International Association
for Cryptologic Research

Threshold encryption enables a sender to encrypt a message towards $n$ recipients, such that any sufficiently large subset can decrypt the message, whereas any subset of too small size cannot. Silent threshold encryption additionally requires that all recipients can generate their public keys independently of each other, without engaging in an interactive distributed key generation protocol.

In this work, we present a simple blueprint for constructing such silent threshold encryption schemes, which remain secure as long as the number of corruptions is at most $t \leq (1/2 - \epsilon) \cdot n$, where $\epsilon > 0$ is an arbitrary constant. Our construction allows for ciphertexts and recipient public keys, whose sizes are independent of $n$. We evaluate the concrete efficiency of our construction and show that it is highly efficient. As an exemplary data point, when $t < n/3$, encrypting $1$ MB results in a ciphertext of size $1.067$ MB.

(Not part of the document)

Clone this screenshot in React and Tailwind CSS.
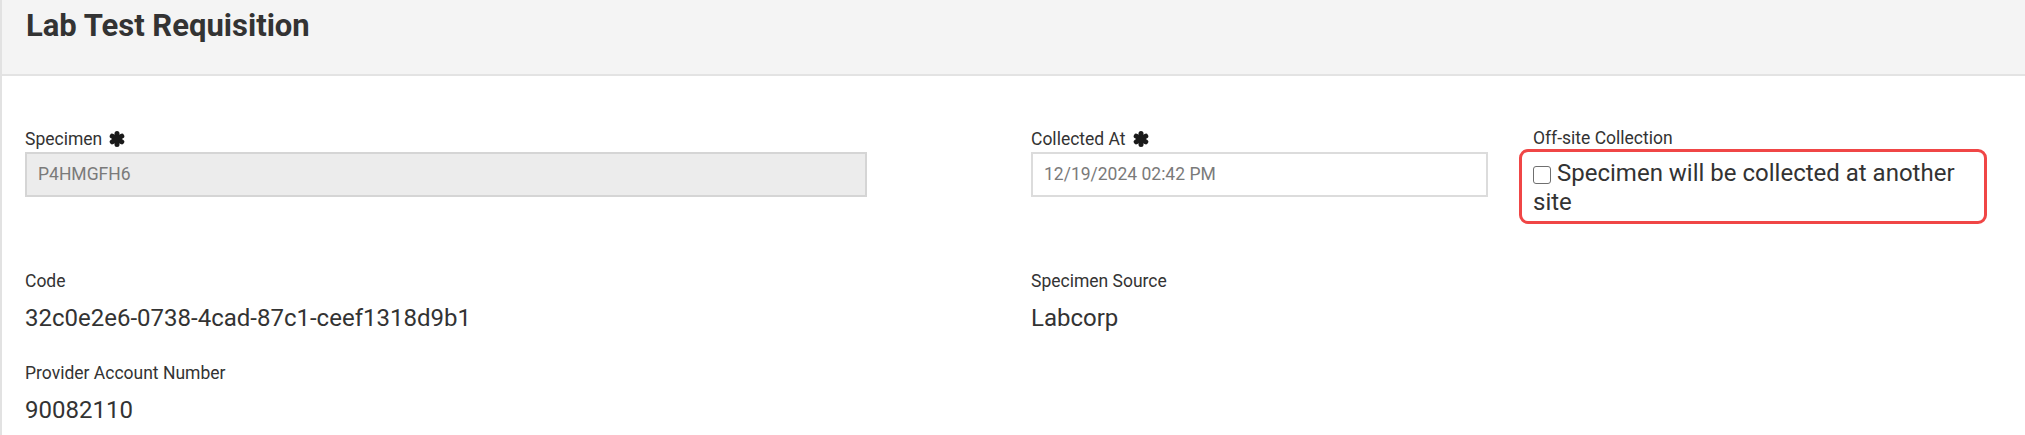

On the technical side, we introduce a new model of corruptions, which we call one-shot adaptive corruptions, which conceptually lie between static and fully adaptive corruptions. We believe that the notion itself and our associated proof techniques may be of independent interest.

In comparison to prior works, we have smaller recipient public keys, do not require strong assumptions, such as indistinguishability obfuscation, or idealizing models, such as the generic group model, we allow for instantiating our blueprint to obtain plausible post-quantum security, and we prove security under a stronger security notion.